3.5. Genomic Variant Data Analysis
Cohort Analyzer can also perform analysis of genomic variant data. Firstly, it computes various summary statistics, as shown in
Table 6, applied to the three datasets included in this study. We see that variant sizes are much greater for the DECIPHER and ID/MCA datasets; this is because they contain CNV data, whilst the PMM2-CDG dataset contains a range of variants affecting a single gene, as such the variant size refers to the
PMM2 gene coordinates (GRCh37/hg19 human genome assembly). Despite similar variant sizes, the DECIPHER dataset covers a larger proportion of the genome than ID/MCA dataset, in line with it containing a higher number of patients that are more phenotypically distinct.
Cohort Analyzer also includes metrics to analyse the overlap between patient variants. For this, it determines genome windows named Short Overlapping Regions (SOR), which consist of genomic regions shared by at least two patients in a given cohort. In the case of DECIPHER dataset, there are 39,136 genome distinct genomic windows, which are reduced to 39,109 when Cohort Analyzer establishes SORs, i.e., only including regions that overlap between patients. In the case of ID/MCA dataset, there are 1597 genomic windows, of which 1097 can be considered SORs.
With respect to the PMM2-CDG dataset, all metrics present the characteristics of a monogenic disease. Variant size and affected genome nucleotides agree with the PMM2 gene coordinates and there is only one genome window for all patients.
Furthermore, Cohort Analyzer generates a genome coverage graph showing patient variant distribution throughout the genome. We show the coverage for the DECIPHER and ID/MCA cohorts in
Figure 7. The human genome assembly versions were GRCh38/hg38 and NCBI36/hg18, respectively. Analysis was not performed on the PMM2-CDG dataset as only a single gene locus is implicated in these patients.
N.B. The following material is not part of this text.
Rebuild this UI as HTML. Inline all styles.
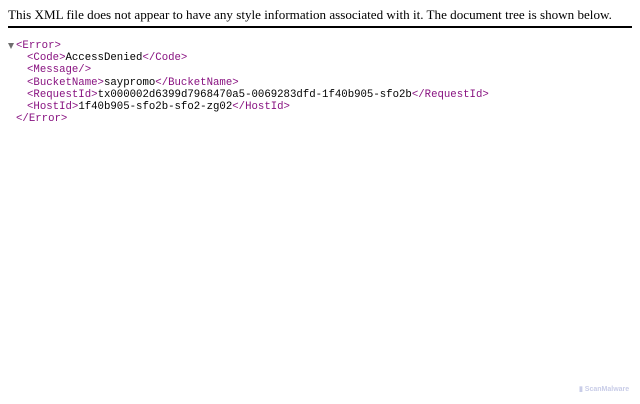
<!DOCTYPE html>
<html><head><style>
body{margin:0;background:#fff;width:640px;height:404px;position:relative;overflow:hidden}
.hdr{position:absolute;left:8px;top:7px;width:624px;font:13.1px "Liberation Serif",serif;color:#000;white-space:nowrap;border-bottom:2px solid #000;padding-bottom:3px;height:16px;line-height:16px}
.l{position:absolute;font:10.7px/12px "Liberation Mono",monospace;color:#000;white-space:pre}
.t{color:#881280}
.arr{position:absolute;left:8px;top:43px;width:0;height:0;border-left:3.5px solid transparent;border-right:3.5px solid transparent;border-top:6px solid #6e6e6e}
.wm{position:absolute;left:579px;top:385px;font:bold 7px "Liberation Sans",sans-serif;color:#c9cde8}
</style></head><body>
<div class="hdr">This XML file does not appear to have any style information associated with it. The document tree is shown below.</div>
<div class="arr"></div>
<div class="l" style="left:16px;top:40px"><span class="t">&lt;Error&gt;</span></div>
<div class="l" style="left:27px;top:52px"><span class="t">&lt;Code&gt;</span>AccessDenied<span class="t">&lt;/Code&gt;</span></div>
<div class="l" style="left:27px;top:64px"><span class="t">&lt;Message/&gt;</span></div>
<div class="l" style="left:27px;top:77px"><span class="t">&lt;BucketName&gt;</span>saypromo<span class="t">&lt;/BucketName&gt;</span></div>
<div class="l" style="left:27px;top:89px"><span class="t">&lt;RequestId&gt;</span>tx000002d6399d7968470a5-0069283dfd-1f40b905-sfo2b<span class="t">&lt;/RequestId&gt;</span></div>
<div class="l" style="left:27px;top:101px"><span class="t">&lt;HostId&gt;</span>1f40b905-sfo2b-sfo2-zg02<span class="t">&lt;/HostId&gt;</span></div>
<div class="l" style="left:16px;top:113px"><span class="t">&lt;/Error&gt;</span></div>
<div class="wm">▮ ScanMalware</div>
</body></html>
The DECIPHER dataset contains patients with variants affecting virtually all of the genome, albeit at low coverage is most places, whilst the ID/MCA dataset shows more defined islands of coverage surrounded by uncovered regions.
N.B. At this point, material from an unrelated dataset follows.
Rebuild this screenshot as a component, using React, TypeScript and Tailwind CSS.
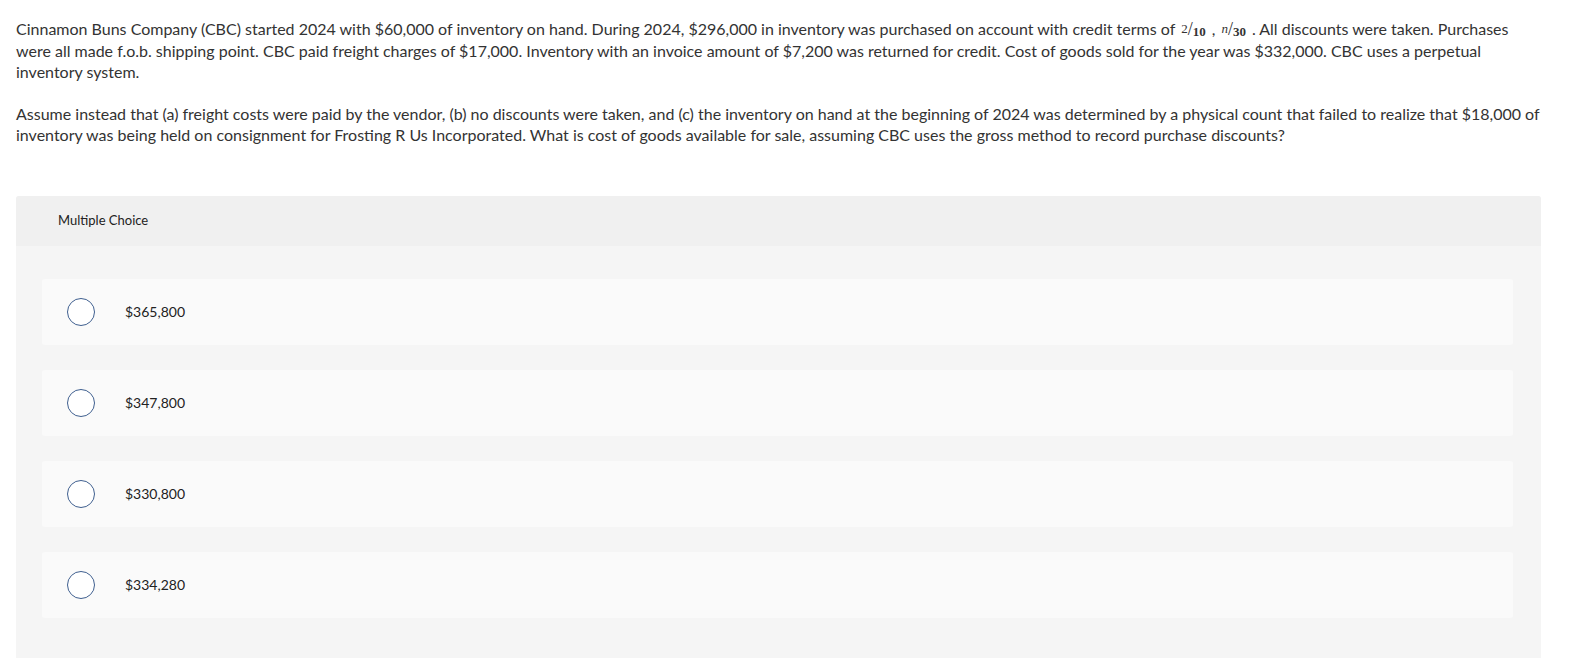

Interestingly, there are a number of clear peaks common to both datasets. We analyzed a number of these regions to confirm if they were related to known diseases, using the OMIM [
35] and Orphanet [
36] databases. Microdeletions in many of these genomic regions are associated with neurological diseases, such as intellectual disability, autism and schizophrenia [
37]. Specifically, microdeletions in the 15q11.2 and 16p13.11 regions have been associated with idiopathic generalized epilepsy [
37]. Peaks in chromosome 15 are in a genomic region containing variants that have also been associated with Prader–Willi syndrome (15q11-q13 duplication) [
38]. Deletions in the 22q11.21-q11.23 region that corresponds to the peak shown in chromosome 22 have been associated with DiGeorge syndrome [
39]. This is not as marked in the ID/MCA dataset, consistent with DECIPHER cohort containing more phenotypically diverse patients. In relation to peaks observed for ID/MCA dataset on chromosome X, a large number of diseases involving this chromosome have been described with pathological phenotypes including intellectual disability [
40], dystrophinopathies [
41] and cardiopathies [
42] among others [
43].
There are also regions with no coverage in either cohort, for example, the initial base pairs in chromosomes 13, 14, 15, 21 and 22. This may be due to these genomic regions not allowing variation for the viability of the organism, because no patients characterised with mutations in these regions or other limitations. However, more studies are required.